● Problem statement: Determine how many lines include "this". Give the number and nothing else.

● Material to process:
---

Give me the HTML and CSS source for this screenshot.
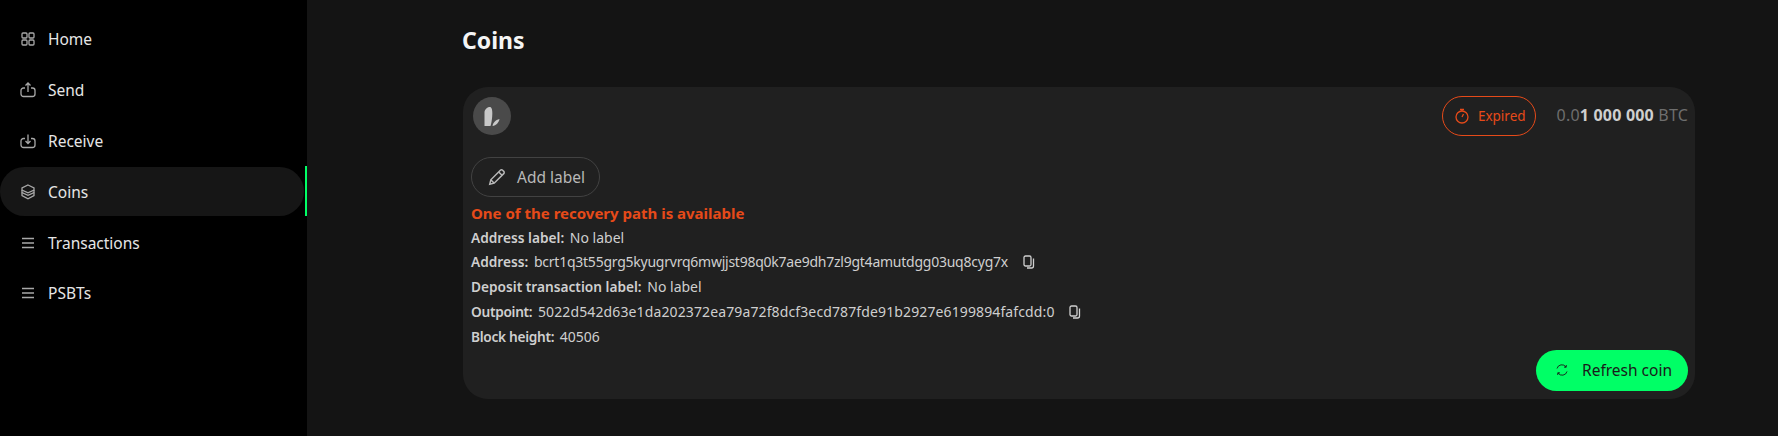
FILE: index.html
```html
<!DOCTYPE html>
<html lang="en">

<head>
    <meta charset="utf-8">
    <meta name="viewport" content="width=device-width, initial-scale=1.0">
    <title>Coins</title>
    <link rel="stylesheet" href="styles.css">
</head>

<body>

    <aside class="sidebar">
        <nav class="menu">
            <a class="menu-item">
                <svg class="menu-icon" viewBox="0 0 16 16"><rect x="2" y="2" width="5" height="5" rx="1"/><rect x="9" y="2" width="5" height="5" rx="1"/><rect x="2" y="9" width="5" height="5" rx="1"/><rect x="9" y="9" width="5" height="5" rx="1"/></svg>
                Home
            </a>
            <a class="menu-item">
                <svg class="menu-icon" viewBox="0 0 16 16"><path d="M5 6H3.500A2.500 2.500 0 0 0 1 8.500v3.500a2.500 2.500 0 0 0 2.500 2.500h9A2.500 2.500 0 0 0 15 12V8.500A2.500 2.500 0 0 0 12.500 6H11"/><path d="M8 10V1M5.500 3.500 8 1l2.500 2.500"/></svg>
                Send
            </a>
            <a class="menu-item">
                <svg class="menu-icon" viewBox="0 0 16 16"><path d="M5 5.500H3.500A2.500 2.500 0 0 0 1 8v4a2.500 2.500 0 0 0 2.500 2.500h9A2.500 2.500 0 0 0 15 12V8a2.500 2.500 0 0 0-2.500-2.500H11"/><path d="M8 1.500V10.500M5.500 8 8 10.500 10.500 8"/></svg>
                Receive
            </a>
            <a class="menu-item active">
                <svg class="menu-icon" viewBox="0 0 16 16"><path d="M8 1 14 3.800V6L8 8.800 2 6V3.800Z"/><path d="M2 6V8.500L8 11.300 14 8.500V6"/><path d="M2 8.500V11.500L8 14.800 14 11.500V8.500"/></svg>
                Coins
            </a>
            <a class="menu-item">
                <svg class="menu-icon" viewBox="0 0 16 16"><path d="M2 3.500H14M2 8H14M2 12.500H14"/></svg>
                Transactions
            </a>
            <a class="menu-item">
                <svg class="menu-icon" viewBox="0 0 16 16"><path d="M2 3.500H14M2 8H14M2 12.500H14"/></svg>
                PSBTs
            </a>
        </nav>
    </aside>

    <main class="content">
        <h1>Coins</h1>

        <section class="coin">
            <div class="coin-head">
                <div class="coin-logo">
                    <svg viewBox="0 0 20 20"><path d="M2.500 6C3 2.500 7 0 9 1.500c1.500 1.500 1.500 6 1.200 9-.3 3.500-.8 7-1.700 9.500H2.500Z"/><path d="M10.500 20c.3-3 3-6 7-7-.5 3.500-3.500 6.500-7 7Z"/></svg>
                </div>
                <div class="coin-status">
                    <span class="expired">
                        <svg viewBox="0 0 16 16"><circle cx="8" cy="9" r="6"/><path d="M6 1.500h4M8 1.500V3M8 9l1.500-3"/></svg>
                        Expired
                    </span>
                    <span class="amount">0.0<b>1 000 000</b> BTC</span>
                </div>
            </div>

            <button class="add-label">
                <svg viewBox="0 0 16 16"><path d="M1.500 14.500 2.500 10.500 11 2a1.400 1.400 0 0 1 2 0l1 1a1.400 1.400 0 0 1 0 2l-8.500 8.500Z"/><path d="M9.500 3.500l3 3M2.500 10.500l3 3"/></svg>
                Add label
            </button>

            <p class="warning">One of the recovery path is available</p>

            <div class="row"><b>Address label:</b> No label</div>
            <div class="row"><b>Address:</b> <span class="address">bcrt1q3t55grg5kyugrvrq6mwjjst98q0k7ae9dh7zl9gt4amutdgg03uq8cyg7x</span>
                <svg class="copy" viewBox="0 0 12 14"><rect x="1" y="1" width="7" height="10" rx="1.500"/><path d="M10.500 3.500V11a2 2 0 0 1-2 2H4"/></svg>
            </div>
            <div class="row"><b>Deposit transaction label:</b> No label</div>
            <div class="row"><b class="tight">Outpoint:</b> <span class="outpoint">5022d542d63e1da202372ea79a72f8dcf3ecd787fde91b2927e6199894fafcdd:0</span>
                <svg class="copy" viewBox="0 0 12 14"><rect x="1" y="1" width="7" height="10" rx="1.500"/><path d="M10.500 3.500V11a2 2 0 0 1-2 2H4"/></svg>
            </div>
            <div class="row"><b class="tight">Block height:</b> 40506</div>

            <div class="coin-actions">
                <button class="refresh">
                    <svg viewBox="0 0 16 16"><path d="M3 6.500A5 5 0 0 1 12 5M13 9.500A5 5 0 0 1 4 11"/><path d="M12.300 3 12.200 5.300 10 5.100M3.700 13 3.800 10.700 6 10.900"/></svg>
                    Refresh coin
                </button>
            </div>
        </section>
    </main>

</body>

</html>
```

FILE: styles.css
```css
* {
    box-sizing: border-box;
}

body {
    display: flex;
    margin: 0;
    height: 436px;
    overflow: hidden;
    background: #141414;
    color: #e6e6e6;
    font-family: "Noto Sans", sans-serif;
}

svg {
    fill: none;
    stroke: currentColor;
    stroke-width: 1.300;
}

.sidebar {
    width: 307px;
    flex-shrink: 0;
    background: #000;
}

.menu {
    display: flex;
    flex-direction: column;
    padding-top: 14px;
}

.menu-item {
    display: flex;
    align-items: center;
    gap: 12px;
    height: 50.800px;
    padding-left: 20px;
    font-size: 15.500px;
    color: #e6e6e6;
    cursor: pointer;
}

.menu-icon {
    width: 16px;
    height: 16px;
    color: #a8a8a8;
}

.active {
    position: relative;
    width: 304px;
    height: 49px;
    margin: 1px 0 .800px;
    background: #161616;
    border-radius: 25px;
}

.active::after {
    content: "";
    position: absolute;
    top: -1px;
    right: -3px;
    width: 2px;
    height: 50px;
    background: #00ff66;
}

.content {
    flex: 1;
    padding: 24px 83px 0 155px;
}

h1 {
    margin: 0 0 30px;
    height: 33px;
    font-size: 23px;
    line-height: 33px;
    font-weight: 700;
    color: #f5f5f5;
}

.coin {
    height: 312px;
    margin-left: 1px;
    padding: 9px 7px 8px 8px;
    background: #202020;
    border-radius: 25px;
}

.coin-head {
    display: flex;
    justify-content: space-between;
    align-items: flex-start;
    height: 61px;
}

.coin-logo {
    display: flex;
    align-items: center;
    justify-content: center;
    width: 38px;
    height: 38px;
    margin: 1px 0 0 2px;
    background: #4a4a4a;
    border-radius: 50%;
}

.coin-logo svg {
    width: 20px;
    height: 20px;
    fill: #c8c8c8;
    stroke: none;
}

.coin-status {
    display: flex;
    align-items: center;
    gap: 21px;
}

.expired {
    display: flex;
    align-items: center;
    gap: 8px;
    height: 40px;
    padding: 0 9px 0 11px;
    border: 1px solid #e64a19;
    border-radius: 21px;
    font-size: 13.500px;
    color: #e64a19;
}

.expired svg {
    width: 16px;
    height: 16px;
}

.amount {
    margin-top: -2px;
    font-size: 16px;
    letter-spacing: .2px;
    color: #6e6e6e;
}

.amount b {
    color: #cfcfcf;
}

.add-label {
    display: flex;
    align-items: center;
    gap: 11px;
    height: 40px;
    padding: 0 14px 0 16px;
    background: transparent;
    border: 1px solid #424242;
    border-radius: 21px;
    font-family: inherit;
    font-size: 15.500px;
    color: #b8b8b8;
}

.add-label svg {
    width: 18px;
    height: 18px;
}

.warning {
    margin: 5px 0 1.500px;
    font-size: 15px;
    line-height: 22px;
    font-weight: 700;
    color: #e64a19;
}

.row {
    height: 24.750px;
    font-size: 14px;
    line-height: 24.750px;
    color: #cfcfcf;
}

.row b {
    margin-right: 2px;
    font-size: 13.700px;
    font-weight: 600;
}

.row .tight {
    letter-spacing: -.3px;
}

.address {
    letter-spacing: -.24px;
}

.outpoint {
    letter-spacing: .12px;
}

.copy {
    width: 12px;
    height: 14px;
    margin-left: 11px;
    vertical-align: -2px;
}

.coin-actions {
    display: flex;
    justify-content: flex-end;
    margin-top: .500px;
}

.refresh {
    display: flex;
    align-items: center;
    gap: 12px;
    height: 41px;
    padding: 0 16px 0 18px;
    background: #00ff66;
    border: none;
    border-radius: 21px;
    font-family: inherit;
    font-size: 15.500px;
    color: #1a1a1a;
}

.refresh svg {
    width: 16px;
    height: 16px;
    stroke-width: .9;
}
```
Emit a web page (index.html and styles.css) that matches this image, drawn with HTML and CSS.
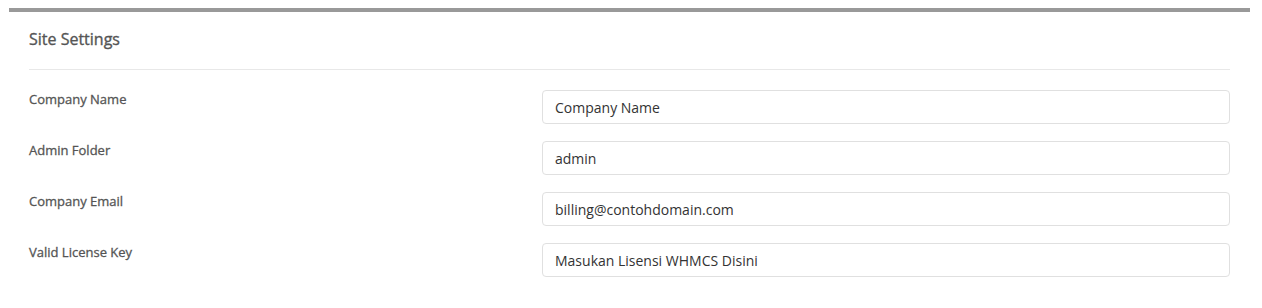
FILE: index.html
```html
<!DOCTYPE html>
<html lang="en">
<head>
    <meta charset="UTF-8">
    <meta name="viewport" content="width=device-width, initial-scale=1.0">
    <title>Site Settings</title>

    <!-- styling -->
    <link rel="stylesheet" href="styles.css">
</head>
<body>
    <div class="panel">
        <h3 class="panel-title">Site Settings</h3>

        <form class="settings-form" action="">
            <label class="field-label" for="company-name">Company Name</label>
            <input type="text" id="company-name" class="field-input" value="Company Name">

            <label class="field-label" for="admin-folder">Admin Folder</label>
            <input type="text" id="admin-folder" class="field-input" value="admin">

            <label class="field-label" for="company-email">Company Email</label>
            <input type="email" id="company-email" class="field-input" value="billing@contohdomain.com">

            <label class="field-label" for="license-key">Valid License Key</label>
            <input type="text" id="license-key" class="field-input" value="Masukan Lisensi WHMCS Disini">
        </form>
    </div>
</body>
</html>
```

FILE: styles.css
```css
body {
    margin: 8px 12px 0 9px;
    background-color: #ffffff;
    font-family: 'Open Sans', 'Noto Sans', sans-serif;
}

.panel {
    background-color: #ffffff;
    border-top: 4px solid #999999;
    padding: 0 20px 30px 20px;
}

.panel-title {
    margin: 0;
    padding: 16px 0 19px 0;
    font-size: 16px;
    font-weight: 400;
    line-height: 22px;
    color: #555555;
    -webkit-text-stroke: 0.35px #555555;
    border-bottom: 1px solid #e8e8e8;
}

.settings-form {
    display: grid;
    grid-template-columns: 513px 1fr;
    row-gap: 17px;
    padding-top: 20px;
}

.field-label {
    font-size: 13px;
    font-weight: 400;
    line-height: 18px;
    color: #555555;
    -webkit-text-stroke: 0.3px #555555;
}

.field-input {
    box-sizing: border-box;
    height: 34px;
    width: 100%;
    padding: 0 12px;
    border: 1px solid #e0e0e0;
    border-radius: 4px;
    font-family: 'Open Sans', 'Noto Sans', sans-serif;
    font-size: 14px;
    color: #333333;
    background-color: #ffffff;
}

.field-input:focus {
    border-color: #66afe9;
    outline: none;
}
```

---

● Expected answer: 2